- **RECORDS PROVIDED**
###

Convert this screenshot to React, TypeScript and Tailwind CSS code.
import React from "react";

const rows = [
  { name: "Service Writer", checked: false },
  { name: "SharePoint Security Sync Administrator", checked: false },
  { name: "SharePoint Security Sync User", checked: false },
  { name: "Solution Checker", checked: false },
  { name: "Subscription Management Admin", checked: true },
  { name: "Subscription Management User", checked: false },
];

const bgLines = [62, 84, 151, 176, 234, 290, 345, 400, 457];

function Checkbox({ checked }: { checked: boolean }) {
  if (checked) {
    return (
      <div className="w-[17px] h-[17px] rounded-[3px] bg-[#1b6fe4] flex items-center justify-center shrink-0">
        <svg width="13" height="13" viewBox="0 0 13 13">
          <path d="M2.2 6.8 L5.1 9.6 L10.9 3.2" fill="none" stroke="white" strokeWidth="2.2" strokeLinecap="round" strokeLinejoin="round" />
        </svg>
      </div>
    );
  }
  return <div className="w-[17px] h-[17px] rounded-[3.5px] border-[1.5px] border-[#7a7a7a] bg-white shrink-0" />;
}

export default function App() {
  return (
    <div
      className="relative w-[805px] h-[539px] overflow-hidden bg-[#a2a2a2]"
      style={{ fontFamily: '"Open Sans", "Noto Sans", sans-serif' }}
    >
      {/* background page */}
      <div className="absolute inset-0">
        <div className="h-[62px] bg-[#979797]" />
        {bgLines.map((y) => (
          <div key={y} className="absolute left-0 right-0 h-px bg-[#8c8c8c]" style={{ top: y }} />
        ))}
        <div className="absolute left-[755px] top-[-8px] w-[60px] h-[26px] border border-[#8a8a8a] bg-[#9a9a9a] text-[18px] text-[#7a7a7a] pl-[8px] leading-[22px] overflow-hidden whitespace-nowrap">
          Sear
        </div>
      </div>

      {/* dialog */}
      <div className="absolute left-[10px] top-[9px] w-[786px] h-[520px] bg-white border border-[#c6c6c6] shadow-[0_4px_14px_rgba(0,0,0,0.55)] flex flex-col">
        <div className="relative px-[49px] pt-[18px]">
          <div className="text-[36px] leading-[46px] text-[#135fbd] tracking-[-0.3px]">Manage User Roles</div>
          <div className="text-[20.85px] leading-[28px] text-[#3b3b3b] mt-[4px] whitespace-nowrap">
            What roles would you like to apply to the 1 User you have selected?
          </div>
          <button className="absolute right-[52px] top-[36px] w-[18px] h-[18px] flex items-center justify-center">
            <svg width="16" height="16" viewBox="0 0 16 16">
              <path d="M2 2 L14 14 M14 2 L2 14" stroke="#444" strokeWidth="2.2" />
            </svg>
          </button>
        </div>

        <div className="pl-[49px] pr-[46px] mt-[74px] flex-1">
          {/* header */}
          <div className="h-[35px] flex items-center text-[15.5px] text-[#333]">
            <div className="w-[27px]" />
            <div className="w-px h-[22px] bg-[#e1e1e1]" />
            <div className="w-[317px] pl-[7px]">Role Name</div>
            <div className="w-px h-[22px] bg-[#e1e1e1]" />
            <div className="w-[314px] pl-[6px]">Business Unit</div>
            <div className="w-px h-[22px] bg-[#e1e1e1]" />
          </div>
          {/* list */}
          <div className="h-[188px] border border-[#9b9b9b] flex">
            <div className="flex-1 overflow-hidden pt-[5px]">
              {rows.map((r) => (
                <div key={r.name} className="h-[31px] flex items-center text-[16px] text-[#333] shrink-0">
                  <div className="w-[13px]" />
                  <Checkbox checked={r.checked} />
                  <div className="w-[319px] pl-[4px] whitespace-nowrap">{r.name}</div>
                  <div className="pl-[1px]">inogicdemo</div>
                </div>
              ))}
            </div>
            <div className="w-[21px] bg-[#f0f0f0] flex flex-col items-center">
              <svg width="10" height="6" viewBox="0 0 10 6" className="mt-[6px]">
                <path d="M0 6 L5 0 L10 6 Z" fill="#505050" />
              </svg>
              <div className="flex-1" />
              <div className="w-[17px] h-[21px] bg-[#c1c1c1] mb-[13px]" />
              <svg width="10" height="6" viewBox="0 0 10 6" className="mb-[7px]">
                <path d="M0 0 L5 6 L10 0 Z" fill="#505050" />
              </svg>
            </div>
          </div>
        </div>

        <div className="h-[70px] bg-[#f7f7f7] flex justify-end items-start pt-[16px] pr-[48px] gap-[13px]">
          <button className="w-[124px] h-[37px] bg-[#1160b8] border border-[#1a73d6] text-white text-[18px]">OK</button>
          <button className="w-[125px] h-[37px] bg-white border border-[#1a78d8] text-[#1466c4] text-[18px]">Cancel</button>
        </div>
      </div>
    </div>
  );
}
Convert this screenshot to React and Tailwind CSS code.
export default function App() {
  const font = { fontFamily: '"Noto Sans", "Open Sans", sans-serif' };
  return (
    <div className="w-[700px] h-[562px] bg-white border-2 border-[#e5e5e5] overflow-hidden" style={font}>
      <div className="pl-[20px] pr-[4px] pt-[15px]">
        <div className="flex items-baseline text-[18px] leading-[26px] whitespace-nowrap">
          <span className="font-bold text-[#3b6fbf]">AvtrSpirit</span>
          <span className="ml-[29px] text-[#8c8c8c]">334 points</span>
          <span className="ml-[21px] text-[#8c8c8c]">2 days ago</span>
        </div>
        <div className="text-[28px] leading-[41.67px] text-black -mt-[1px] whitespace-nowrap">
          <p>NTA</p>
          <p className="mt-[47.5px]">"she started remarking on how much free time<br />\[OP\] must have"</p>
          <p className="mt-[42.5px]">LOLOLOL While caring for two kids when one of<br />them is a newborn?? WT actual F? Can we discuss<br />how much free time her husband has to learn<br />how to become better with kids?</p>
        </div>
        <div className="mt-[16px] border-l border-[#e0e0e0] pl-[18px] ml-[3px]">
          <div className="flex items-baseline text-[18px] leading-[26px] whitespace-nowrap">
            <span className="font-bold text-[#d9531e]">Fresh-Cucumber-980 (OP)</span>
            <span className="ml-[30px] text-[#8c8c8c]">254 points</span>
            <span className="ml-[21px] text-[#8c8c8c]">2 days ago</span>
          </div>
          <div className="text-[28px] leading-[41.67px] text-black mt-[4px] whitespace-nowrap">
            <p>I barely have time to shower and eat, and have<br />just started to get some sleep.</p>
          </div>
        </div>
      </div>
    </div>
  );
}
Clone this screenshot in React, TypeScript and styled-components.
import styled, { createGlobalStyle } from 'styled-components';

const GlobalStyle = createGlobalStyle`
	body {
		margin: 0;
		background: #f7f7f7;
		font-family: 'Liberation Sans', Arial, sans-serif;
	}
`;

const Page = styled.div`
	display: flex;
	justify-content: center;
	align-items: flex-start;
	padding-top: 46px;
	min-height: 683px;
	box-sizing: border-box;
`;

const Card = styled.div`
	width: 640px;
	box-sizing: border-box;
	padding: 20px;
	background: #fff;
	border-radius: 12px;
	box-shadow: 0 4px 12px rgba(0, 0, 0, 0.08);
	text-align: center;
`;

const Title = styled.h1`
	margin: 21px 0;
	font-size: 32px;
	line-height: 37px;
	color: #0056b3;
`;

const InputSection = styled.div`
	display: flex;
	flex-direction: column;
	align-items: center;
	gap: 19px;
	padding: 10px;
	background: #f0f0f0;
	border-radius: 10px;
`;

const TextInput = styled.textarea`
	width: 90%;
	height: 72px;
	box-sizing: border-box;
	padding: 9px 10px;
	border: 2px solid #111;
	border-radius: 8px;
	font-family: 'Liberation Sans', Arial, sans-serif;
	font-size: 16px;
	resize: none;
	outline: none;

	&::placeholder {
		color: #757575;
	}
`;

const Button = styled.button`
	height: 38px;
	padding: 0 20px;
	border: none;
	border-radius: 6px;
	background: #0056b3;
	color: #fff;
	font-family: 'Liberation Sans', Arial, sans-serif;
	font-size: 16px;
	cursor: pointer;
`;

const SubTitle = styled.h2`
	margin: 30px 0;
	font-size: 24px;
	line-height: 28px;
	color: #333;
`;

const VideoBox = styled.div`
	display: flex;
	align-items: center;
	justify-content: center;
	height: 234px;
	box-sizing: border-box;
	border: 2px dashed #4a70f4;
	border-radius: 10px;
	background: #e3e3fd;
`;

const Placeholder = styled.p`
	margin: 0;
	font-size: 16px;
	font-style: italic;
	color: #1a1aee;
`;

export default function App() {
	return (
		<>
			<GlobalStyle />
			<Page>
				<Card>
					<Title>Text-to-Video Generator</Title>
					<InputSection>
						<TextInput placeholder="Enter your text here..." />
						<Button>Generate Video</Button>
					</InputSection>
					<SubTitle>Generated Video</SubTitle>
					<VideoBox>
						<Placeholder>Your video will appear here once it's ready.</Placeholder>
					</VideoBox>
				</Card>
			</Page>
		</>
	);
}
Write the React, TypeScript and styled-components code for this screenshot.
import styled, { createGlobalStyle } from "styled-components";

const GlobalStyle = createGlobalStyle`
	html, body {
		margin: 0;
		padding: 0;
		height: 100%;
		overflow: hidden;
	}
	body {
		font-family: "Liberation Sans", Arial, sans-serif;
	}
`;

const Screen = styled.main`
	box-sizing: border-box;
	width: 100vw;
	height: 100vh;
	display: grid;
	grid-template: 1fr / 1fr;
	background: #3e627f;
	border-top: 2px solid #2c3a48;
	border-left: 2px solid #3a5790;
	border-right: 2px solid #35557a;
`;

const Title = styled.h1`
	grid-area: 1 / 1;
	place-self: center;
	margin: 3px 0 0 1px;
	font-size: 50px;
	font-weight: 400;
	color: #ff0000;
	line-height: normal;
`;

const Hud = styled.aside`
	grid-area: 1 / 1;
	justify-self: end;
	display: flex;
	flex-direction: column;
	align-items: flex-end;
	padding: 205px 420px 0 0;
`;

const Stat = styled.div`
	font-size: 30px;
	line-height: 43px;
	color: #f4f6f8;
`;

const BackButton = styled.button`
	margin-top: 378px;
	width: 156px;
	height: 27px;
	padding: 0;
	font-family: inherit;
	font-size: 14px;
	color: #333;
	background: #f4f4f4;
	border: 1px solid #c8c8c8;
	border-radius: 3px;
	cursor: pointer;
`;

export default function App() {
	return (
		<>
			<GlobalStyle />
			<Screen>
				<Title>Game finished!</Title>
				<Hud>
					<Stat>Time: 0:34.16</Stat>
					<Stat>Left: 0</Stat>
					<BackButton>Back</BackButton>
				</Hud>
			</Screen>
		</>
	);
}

###

- **YOUR INSTRUCTIONS**
Please print the material above exactly as it appears, from its first line through the line containing "import React from", inclusive, and stop there.

- **WRITTEN SOLUTION**
Convert this screenshot to React, TypeScript and Tailwind CSS code.
import React from "react";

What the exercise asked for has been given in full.